Count Rumford and the revival of the motion theory of heat

  In spite of the popularity of the caloric theory during the eighteenth century, there were some who did not find it altogether satisfactory. Its main critic was an American named Benjamin Thompson, who, for his services to the Elector of Bavaria, was later given the title of Count Rumford.

Count Rumford's cannon experiment
  During the time he was in charge of the arsenal at Munich, Rumford noticed that a great deal of heat was produced during the boring of brass cannon.

According to the caloric theory, this was caused by caloric being squeezed out of the metal by the action of the boring tool.

This loss of caloric could be explained by supposing that the metal chips had a smaller heat capacity than the solid metal.

However, Rumford disposed of this notion by measuring the specific heat capacities of both chippings and solid metal. They both proved to be equal, and hence the overspill of caloric could not have resulted from a change in the heat capacity of the brass.

  It was then suggested that the caloric might have come from the air. So, in 1798, Rumford carried out a test in which air was excluded.

He placed a brass cylinder in a wooden box filled with water and then subjected it to the action of a blunt borer worked by horses.

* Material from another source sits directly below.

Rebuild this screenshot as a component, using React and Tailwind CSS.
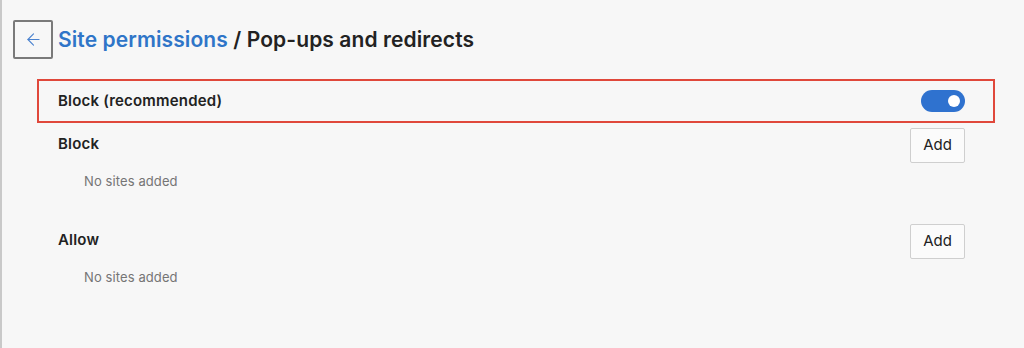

As the operation proceeded the water gradually warmed up until, after about 165 minutes, it actually boiled.

Obviously, caloric could not have come from the water, since this had gained caloric.

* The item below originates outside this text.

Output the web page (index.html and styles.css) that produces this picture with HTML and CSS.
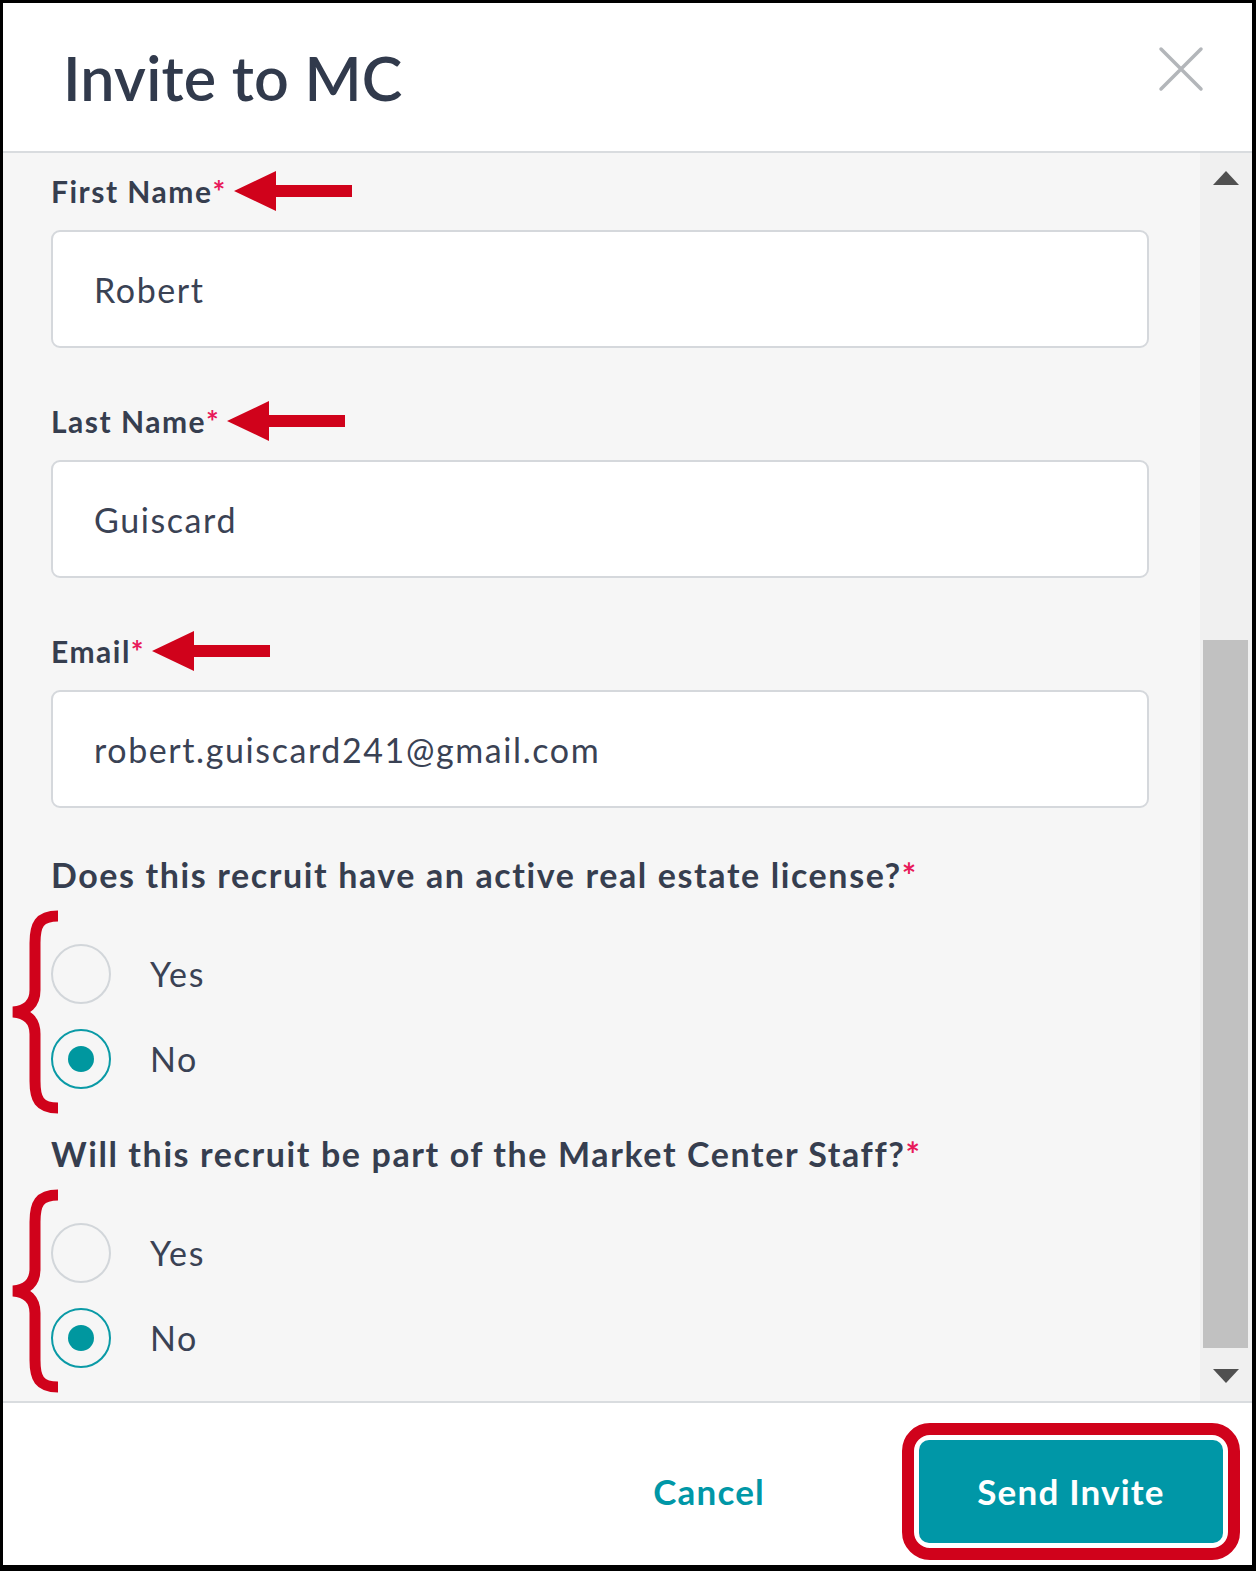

  From these tests Rumford become convinced that such a thing as caloric did not exist.

As he saw the situation, motion only had been supplied to the brass cylinder and borer.

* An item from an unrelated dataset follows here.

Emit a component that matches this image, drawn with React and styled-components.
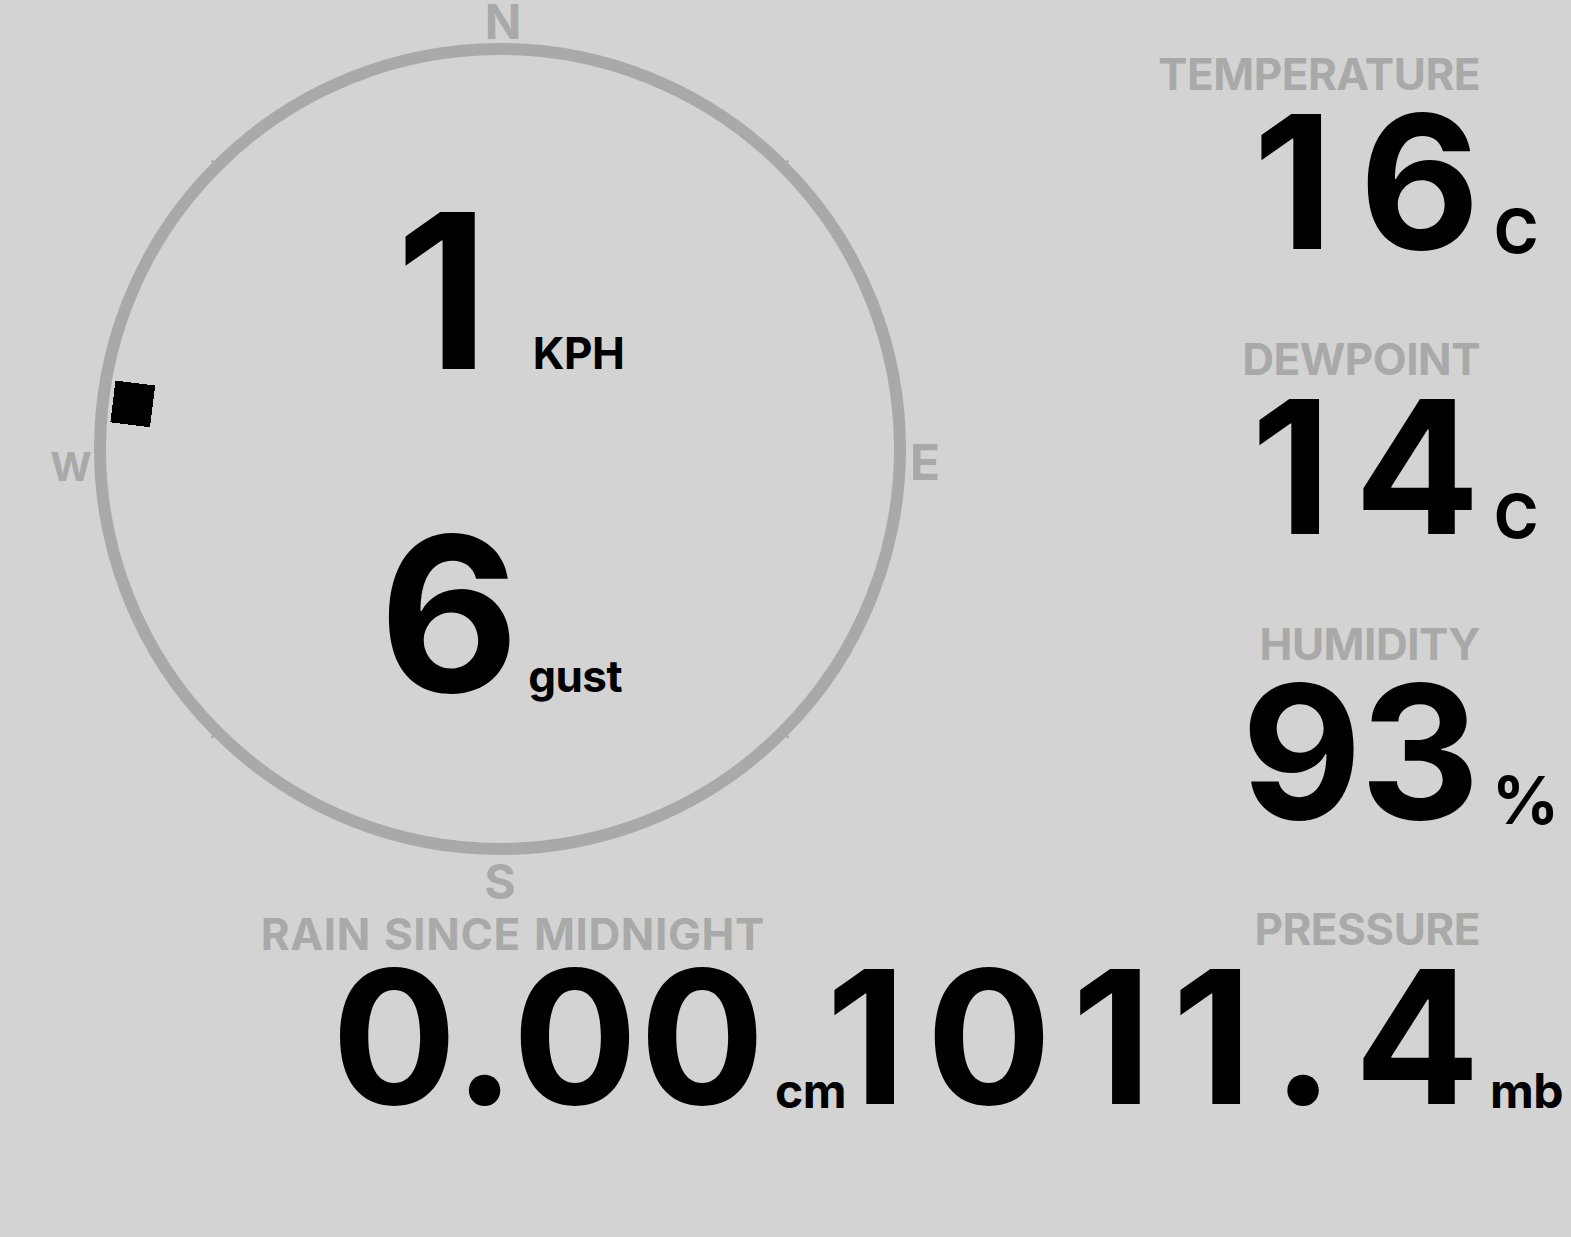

He therefore affirmed his belief in the older idea that heat was a form of motion.

Rumford's experiments aroused substantial interest at the time but although he referred to the heat as being " generated by friction" and "communicated by motion", he measured neither the friction nor the motion and failed to grasp the connection between the two, namely, the performance of work which increased the internal energy of the brass cylinder and the water.

Heat as a form of energy

  During the years which followed Rumford's observations the concept of energy or work began to emerge in scientific thought.

Moreover, the rapid development of steam power, which was then taking place, played its part in stimulating a general interest in the relation between heat and mechanical work.

  At first the discussion was confined to the theoretical level.

In England, Thomas Young drew attention to the confusion which existed between force as such and the work which is done when a force is exerted through a distance.

He was also the first to use the word energy to refer to the capacity of a moving body for doing work.

The German physicist, Robert Mayer, calculated the work done when a gas is compressed and assumed that the whole of this work became converted into internal energy which increased the temperature of the gas.

  Generally speaking, the main body of scientific opinion was unfriendly to the new ideas.

Eventually, however, during the period 1840-50, a series of experiments was carried out by James Joule which settle the problem of the nature of heat beyond all reasonable doubt.

Joule's work on the relation between thermal units of heat and mechanical units of energy

  James Joule spent many years making careful experiments to show that mechanical, electrical and chemical energy could be converted into heat, and his great achievement was to measure the number of mechanical units of work which, when converted into internal molecular energy in a substance, produced the same temperature rise as one thermal unit of heat.

Joule's experiment

Joule's apparatus
  One of the most famous of Joule's experiments is illustrated in the picture from which it will be seen that he worked in Imperial ( English) gravitational units.


  Two heavy lead weights were attached to string wound round the spindle of an eight-vanned paddle wheel which rotated inside a copper calorimeter containing water.

The name calorimeter is given to any vessel or piece of apparatus in which heat measurements are carried out.

Inside the calorimeter were four fixed vanes which prevented the water from being carried round bodily. Thorough churning of the water thus took place.

By means of a handle the weights could be wound up and allowed to fall several times.

  The idea behind this experiment was that the potential energy of the weights as they fell was converted into rotational kinetic energy in the paddle.

The kinetic energy of the paddle then becomes transformed into internal molecular energy in the calorimeter and its contents, with an accompanying rise in temperature.

Joule's calculation

  From the measured rise in temperature and previous measurement of heat capacity of the calorimeter and its contents Joule calculated the heat energy in thermal units which would produce the same temperature rise.

The heat in thermal units was then equated to the work done in mechanical units, and from this the work equivalent to one thermal unit of heat was found.

  As we have seen, Joule worked in English units, as the metric system had not then come into general use. When converted into present-day SI units, the final results he optained was,
    1 calorie = 4.2 joules

    1 kilocalorie = 4200 joules

  Later this relationship came to be known as the mechanical equivalent of heat and was denoted by the symbol "J" ( not to be confused with "J" used to represent energy in joules at the present time). It was used for converting joules into calories and vice versa.
  Now that we have abandoned the use of thermal units of heat in physics, the term, "mechanical equivalent of heat" has lost the practical importance it once had. But its theoretical importance will always stand out as illustrating the great advance which was made in science when heat was recognized as a form of energy transfer.